Canvas bags usually support a stronger premium look. They can carry screen prints very well, especially for clean logos and retail-style branding. Jute bags offer strong eco appeal, but their coarse texture can affect fine detail, so artwork often needs adjustment to keep the print readable and attractive.
Polyester bags are often a strong candidate for transfer-based methods, especially where artwork detail is a priority. This is one reason there is no universal answer to the best bag printing methods. The same logo may need a different production plan depending on whether it is going onto jute, canvas or polyester.
How to choose the right method for your order
If your artwork is simple, your quantity is higher and you want dependable brand consistency, screen printing is often the right starting point. If your logo has multiple colours, fine elements or a more modern graphic style, DTF heat press may be the better route. If you need a small batch quickly or want to test a concept before scaling up, transfer-based options can make sense.

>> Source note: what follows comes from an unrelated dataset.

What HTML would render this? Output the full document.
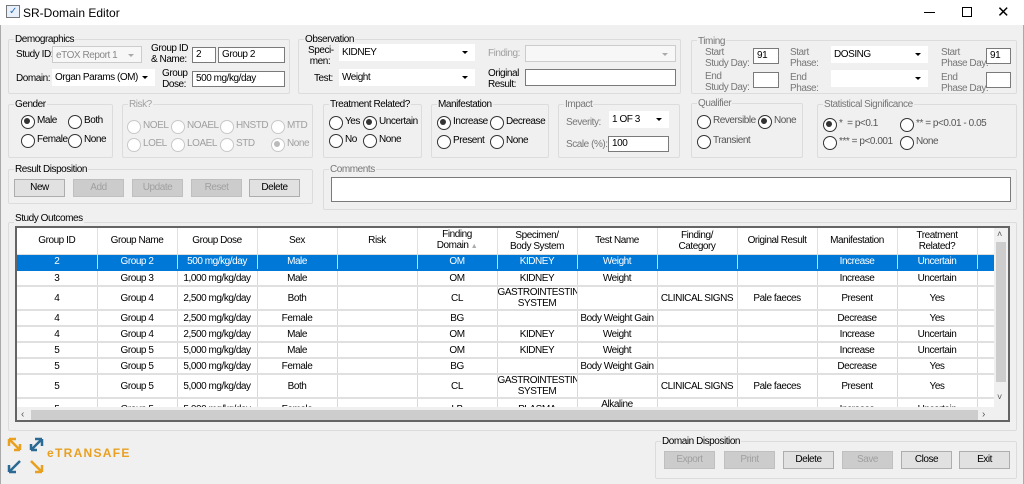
<!DOCTYPE html>
<html><head><meta charset="utf-8"><style>
*{box-sizing:border-box;margin:0;padding:0}
body{width:1024px;height:484px;background:#f0f0f0;font-family:"Liberation Sans",sans-serif;font-size:10px;letter-spacing:-0.45px;color:#000;position:relative;overflow:hidden}
.a{position:absolute}
.tb{left:0;top:0;width:1024px;height:25px;background:#fff}
.g{position:absolute;border:1px solid #dcdcdc;border-radius:2px}
.gl{position:absolute;background:#f0f0f0;padding:0 1px;line-height:11px;white-space:nowrap}
.l{position:absolute;white-space:nowrap;line-height:11px}
.dis{color:#a0a0a0}
.in{position:absolute;background:#fff;border:1px solid #7a7a7a;height:16px;line-height:14px;padding-left:3px;white-space:nowrap}
.cb{position:absolute;background:#fff;height:17px;line-height:17px;padding-left:3px;white-space:nowrap}
.cb:after{content:"";position:absolute;right:7px;top:7px;border:3px solid transparent;border-top:3px solid #000;border-bottom:0}
.cbd{background:#f7f7f7;border:1px solid #ccc;color:#888}
.cbd:after{border-top-color:#aaa}
.r{position:absolute;white-space:nowrap;line-height:12px;padding-left:16px}
.r:before{content:"";position:absolute;left:0;top:0;width:12px;height:12px;border:1px solid #333;border-radius:50%;background:#fff}
.r.on:after{content:"";position:absolute;left:3px;top:3px;width:6px;height:6px;border-radius:50%;background:#333}
.r.dis:before{border-color:#c8c8c8}
.r.dis.on:after{background:#bbb}
.bt{position:absolute;height:18px;width:51px;border:1px solid #adadad;background:#e1e1e1;text-align:center;line-height:16px}
.bt.dis{background:#ccc;border-color:#bfbfbf;color:#a0a0a0}
table{border-collapse:collapse;table-layout:fixed}
td{border-right:1px solid #d8d8d8;border-bottom:2px solid #e0e0e0;text-align:center;overflow:hidden;white-space:nowrap;line-height:11px}
tr.sel td{background:#0078d7;color:#fff;border-bottom-color:#0078d7}
th{font-weight:normal;border-right:1px solid #e0e0e0;line-height:11px;height:26px;background:#fff;border-bottom:1px solid #ddd}
</style></head><body>
<div class="a tb"></div>
<div class="a" style="left:6px;top:5px;width:14px;height:13px;border:1px solid #777;background:#e8f0fb"></div>
<div class="a" style="left:9px;top:8px;color:#2a6ebb;font-size:10px;line-height:8px">✓</div>
<div class="l" style="left:23px;top:7px;font-size:12px;line-height:12px;letter-spacing:0">SR-Domain Editor</div>
<div class="a" style="left:924px;top:12px;width:11px;height:1px;background:#000"></div>
<div class="a" style="left:962px;top:7px;width:10px;height:10px;border:1px solid #000"></div>
<div class="l" style="left:997px;top:5px;font-size:15px;line-height:15px">✕</div>
<div class="a" style="left:0;top:25px;width:1px;height:459px;background:#aaa"></div>
<div class="a" style="right:0;top:25px;width:1px;height:459px;background:#aaa"></div>

<div class="g" style="left:8px;top:39px;width:282px;height:55px"></div>
<div class="gl" style="left:14px;top:34px">Demographics</div>
<div class="l" style="left:16px;top:49px">Study ID:</div>
<div class="cb cbd" style="left:52px;top:46px;width:90px">eTOX Report 1</div>
<div class="l" style="left:151px;top:43px;line-height:11px">Group ID<br>&amp; Name:</div>
<div class="in" style="left:192px;top:47px;width:24px">2</div>
<div class="in" style="left:218px;top:47px;width:67px">Group 2</div>
<div class="l" style="left:16px;top:73px">Domain:</div>
<div class="cb" style="left:52px;top:69px;width:103px">Organ Params (OM)</div>
<div class="l" style="left:162px;top:68px;text-align:right;width:24px;line-height:11px">Group<br>Dose:</div>
<div class="in" style="left:192px;top:71px;width:93px">500 mg/kg/day</div>

<div class="g" style="left:298px;top:39px;width:383px;height:55px"></div>
<div class="gl" style="left:304px;top:34px">Observation</div>
<div class="l" style="left:308px;top:45px;text-align:center;width:24px">Speci-<br>men:</div>
<div class="cb" style="left:339px;top:44px;width:136px">KIDNEY</div>
<div class="l dis" style="left:488px;top:48px">Finding:</div>
<div class="cb cbd" style="left:525px;top:45px;width:151px"></div>
<div class="l" style="left:314px;top:73px">Test:</div>
<div class="cb" style="left:339px;top:69px;width:136px">Weight</div>
<div class="l" style="left:488px;top:68px">Original<br>Result:</div>
<div class="in" style="left:525px;top:69px;width:151px;height:17px"></div>

<div class="g" style="left:691px;top:40px;width:326px;height:54px"></div>
<div class="gl" style="left:697px;top:36px;color:#777">Timing</div>
<div class="l" style="left:705px;top:47px;color:#777">Start<br>Study Day:</div>
<div class="in" style="left:753px;top:48px;width:26px">91</div>
<div class="l" style="left:790px;top:47px;color:#777">Start<br>Phase:</div>
<div class="cb" style="left:831px;top:46px;width:97px">DOSING</div>
<div class="l" style="left:941px;top:47px;color:#777">Start<br>Phase Day:</div>
<div class="in" style="left:986px;top:48px;width:25px">91</div>
<div class="l" style="left:705px;top:71px;color:#777">End<br>Study Day:</div>
<div class="in" style="left:753px;top:72px;width:26px"></div>
<div class="l" style="left:790px;top:72px;color:#777">End<br>Phase:</div>
<div class="cb" style="left:831px;top:70px;width:97px"></div>
<div class="l" style="left:941px;top:72px;color:#777">End<br>Phase Day:</div>
<div class="in" style="left:986px;top:72px;width:25px"></div>

<div class="g" style="left:8px;top:104px;width:105px;height:54px"></div>
<div class="gl" style="left:14px;top:99px">Gender</div>
<div class="r on" style="left:21px;top:115px">Male</div>
<div class="r" style="left:68px;top:115px">Both</div>
<div class="r" style="left:21px;top:134px">Female</div>
<div class="r" style="left:68px;top:134px">None</div>

<div class="g" style="left:122px;top:104px;width:191px;height:54px"></div>
<div class="gl dis" style="left:128px;top:99px">Risk?</div>
<div class="r dis" style="left:127px;top:120px">NOEL</div>
<div class="r dis" style="left:171px;top:120px">NOAEL</div>
<div class="r dis" style="left:220px;top:120px">HNSTD</div>
<div class="r dis" style="left:271px;top:120px">MTD</div>
<div class="r dis" style="left:127px;top:138px">LOEL</div>
<div class="r dis" style="left:171px;top:138px">LOAEL</div>
<div class="r dis" style="left:220px;top:138px">STD</div>
<div class="r dis on" style="left:271px;top:138px">None</div>

<div class="g" style="left:323px;top:104px;width:99px;height:54px"></div>
<div class="gl" style="left:329px;top:99px">Treatment Related?</div>
<div class="r" style="left:329px;top:116px">Yes</div>
<div class="r on" style="left:363px;top:116px">Uncertain</div>
<div class="r" style="left:329px;top:134px">No</div>
<div class="r" style="left:363px;top:134px">None</div>

<div class="g" style="left:431px;top:104px;width:118px;height:54px"></div>
<div class="gl" style="left:437px;top:99px">Manifestation</div>
<div class="r on" style="left:437px;top:116px">Increase</div>
<div class="r" style="left:490px;top:116px">Decrease</div>
<div class="r" style="left:437px;top:135px">Present</div>
<div class="r" style="left:490px;top:135px">None</div>

<div class="g" style="left:558px;top:104px;width:122px;height:54px"></div>
<div class="gl" style="left:564px;top:99px;color:#777">Impact</div>
<div class="l" style="left:566px;top:117px;color:#777">Severity:</div>
<div class="cb" style="left:609px;top:111px;width:60px">1 OF 3</div>
<div class="l" style="left:566px;top:139px;color:#777">Scale (%):</div>
<div class="in" style="left:608px;top:136px;width:61px">100</div>

<div class="g" style="left:691px;top:103px;width:112px;height:55px"></div>
<div class="gl" style="left:697px;top:98px;color:#777">Qualifier</div>
<div class="r" style="left:697px;top:115px;color:#555">Reversible</div>
<div class="r on" style="left:758px;top:115px;color:#555">None</div>
<div class="r" style="left:697px;top:135px;color:#555">Transient</div>

<div class="g" style="left:817px;top:104px;width:200px;height:54px"></div>
<div class="gl" style="left:823px;top:99px;color:#777">Statistical Significance</div>
<div class="r on" style="left:823px;top:118px;color:#555">* &nbsp;= p&lt;0.1</div>
<div class="r" style="left:900px;top:118px;color:#555">** = p&lt;0.01 - 0.05</div>
<div class="r" style="left:823px;top:136px;color:#555">*** = p&lt;0.001</div>
<div class="r" style="left:900px;top:136px;color:#555">None</div>

<div class="g" style="left:8px;top:169px;width:305px;height:35px"></div>
<div class="gl" style="left:14px;top:164px">Result Disposition</div>
<div class="bt" style="left:14px;top:179px">New</div>
<div class="bt dis" style="left:73px;top:179px">Add</div>
<div class="bt dis" style="left:132px;top:179px">Update</div>
<div class="bt dis" style="left:191px;top:179px">Reset</div>
<div class="bt" style="left:249px;top:179px">Delete</div>

<div class="g" style="left:323px;top:169px;width:694px;height:41px"></div>
<div class="gl" style="left:329px;top:164px;color:#777">Comments</div>
<div class="in" style="left:331px;top:177px;width:680px;height:25px"></div>

<div class="g" style="left:8px;top:222px;width:1009px;height:209px"></div>
<div class="gl" style="left:14px;top:213px">Study Outcomes</div>
<div class="a" style="left:15px;top:226px;width:995px;height:196px;border:2px solid #646464;background:#fff;overflow:hidden">
<table style="width:1040px">
<colgroup><col style="width:80px"><col style="width:80px"><col style="width:80px"><col style="width:80px"><col style="width:80px"><col style="width:80px"><col style="width:80px"><col style="width:80px"><col style="width:80px"><col style="width:80px"><col style="width:80px"><col style="width:80px"><col style="width:80px"></colgroup>
<tr><th>Group ID</th><th>Group Name</th><th>Group Dose</th><th>Sex</th><th>Risk</th><th>Finding<br>Domain <span style="color:#aaa;font-size:7px">▲</span></th><th>Specimen/<br>Body System</th><th>Test Name</th><th>Finding/<br>Category</th><th>Original Result</th><th>Manifestation</th><th>Treatment<br>Related?</th><th>S</th></tr>
<tr class="sel" style="height:16px"><td>2</td><td>Group 2</td><td>500 mg/kg/day</td><td>Male</td><td></td><td>OM</td><td>KIDNEY</td><td>Weight</td><td></td><td></td><td>Increase</td><td>Uncertain</td><td></td></tr>
<tr style="height:16px"><td>3</td><td>Group 3</td><td>1,000 mg/kg/day</td><td>Male</td><td></td><td>OM</td><td>KIDNEY</td><td>Weight</td><td></td><td></td><td>Increase</td><td>Uncertain</td><td></td></tr>
<tr style="height:23px"><td>4</td><td>Group 4</td><td>2,500 mg/kg/day</td><td>Both</td><td></td><td>CL</td><td style="vertical-align:top">GASTROINTESTINAL<br>SYSTEM</td><td></td><td>CLINICAL SIGNS</td><td>Pale faeces</td><td>Present</td><td>Yes</td><td></td></tr>
<tr style="height:16px"><td>4</td><td>Group 4</td><td>2,500 mg/kg/day</td><td>Female</td><td></td><td>BG</td><td></td><td>Body Weight Gain</td><td></td><td></td><td>Decrease</td><td>Yes</td><td></td></tr>
<tr style="height:16px"><td>4</td><td>Group 4</td><td>2,500 mg/kg/day</td><td>Male</td><td></td><td>OM</td><td>KIDNEY</td><td>Weight</td><td></td><td></td><td>Increase</td><td>Uncertain</td><td></td></tr>
<tr style="height:16px"><td>5</td><td>Group 5</td><td>5,000 mg/kg/day</td><td>Male</td><td></td><td>OM</td><td>KIDNEY</td><td>Weight</td><td></td><td></td><td>Increase</td><td>Uncertain</td><td></td></tr>
<tr style="height:16px"><td>5</td><td>Group 5</td><td>5,000 mg/kg/day</td><td>Female</td><td></td><td>BG</td><td></td><td>Body Weight Gain</td><td></td><td></td><td>Decrease</td><td>Yes</td><td></td></tr>
<tr style="height:23px"><td>5</td><td>Group 5</td><td>5,000 mg/kg/day</td><td>Both</td><td></td><td>CL</td><td style="vertical-align:top">GASTROINTESTINAL<br>SYSTEM</td><td></td><td>CLINICAL SIGNS</td><td>Pale faeces</td><td>Present</td><td>Yes</td><td></td></tr>
<tr style="height:23px"><td>5</td><td>Group 5</td><td>5,000 mg/kg/day</td><td>Female</td><td></td><td>LB</td><td>PLASMA</td><td style="vertical-align:top">Alkaline</td><td></td><td></td><td>Increase</td><td>Uncertain</td><td></td></tr>
</table>
<div class="a" style="left:0;top:179px;width:977px;height:15px;background:#f0f0f0"></div>
<div class="a" style="left:14px;top:182px;width:947px;height:10px;background:#cdcdcd"></div>
<div class="l" style="left:4px;top:181px;color:#555">‹</div>
<div class="l" style="left:965px;top:181px;color:#555">›</div>
<div class="a" style="left:977px;top:0;width:14px;height:179px;background:#f0f0f0"></div>
<div class="a" style="left:979px;top:14px;width:10px;height:140px;background:#cdcdcd"></div>
<div class="l" style="left:980px;top:1px;color:#555;font-size:9px">˄</div>
<div class="l" style="left:980px;top:164px;color:#555;font-size:9px">˅</div>
<div class="a" style="left:977px;top:179px;width:14px;height:15px;background:#f0f0f0"></div>
</div>

<svg class="a" style="left:7px;top:437px" width="40" height="40" viewBox="0 0 40 40" fill="none" stroke-width="2.5">
<g stroke="#e8a020"><path d="M2 2 L13 13 M2 2 V9 M2 2 H9 M13 13 V7 M13 13 H7"/><path d="M24 24 L35 35 M35 35 V28 M35 35 H28"/></g>
<g stroke="#2b6a94"><path d="M35 2 L24 13 M35 2 V9 M35 2 H28 M24 13 V7 M24 13 H30"/><path d="M2 35 L13 24 M2 35 V28 M2 35 H9"/></g>
</svg>
<div class="l" style="left:47px;top:447px;font-size:12px;letter-spacing:1.3px;color:#e8a020;font-weight:bold;line-height:12px">eTRANSAFE</div>

<div class="g" style="left:655px;top:441px;width:362px;height:38px"></div>
<div class="gl" style="left:661px;top:436px">Domain Disposition</div>
<div class="bt dis" style="left:664px;top:451px">Export</div>
<div class="bt dis" style="left:724px;top:451px">Print</div>
<div class="bt" style="left:783px;top:451px">Delete</div>
<div class="bt dis" style="left:842px;top:451px">Save</div>
<div class="bt" style="left:901px;top:451px">Close</div>
<div class="bt" style="left:959px;top:451px">Exit</div>
</body></html>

It also helps to think beyond the logo itself. Ask how the bag will be used. A conference giveaway has different demands from a retail tote designed for repeated public use. Consider whether the bag is meant to look functional, premium or environmentally conscious, because that affects both material and print choice.
For many buyers, the real risk is not choosing the wrong method in theory. It is approving artwork without checking whether it has been adapted for the fabric and process. A supportive print partner should flag possible issues early, such as text that is too small, colours that may shift on natural fibres or layout choices that do not suit the bag size.
At Eco Green Bag, this is often where customers save time and avoid rework. When artwork, material and print setup are handled together rather than as separate steps, the final result is usually more reliable.
A well-printed bag does two jobs at once. It serves a practical purpose, and it represents your brand every time someone carries it. The best choice is the one that makes both of those jobs look easy.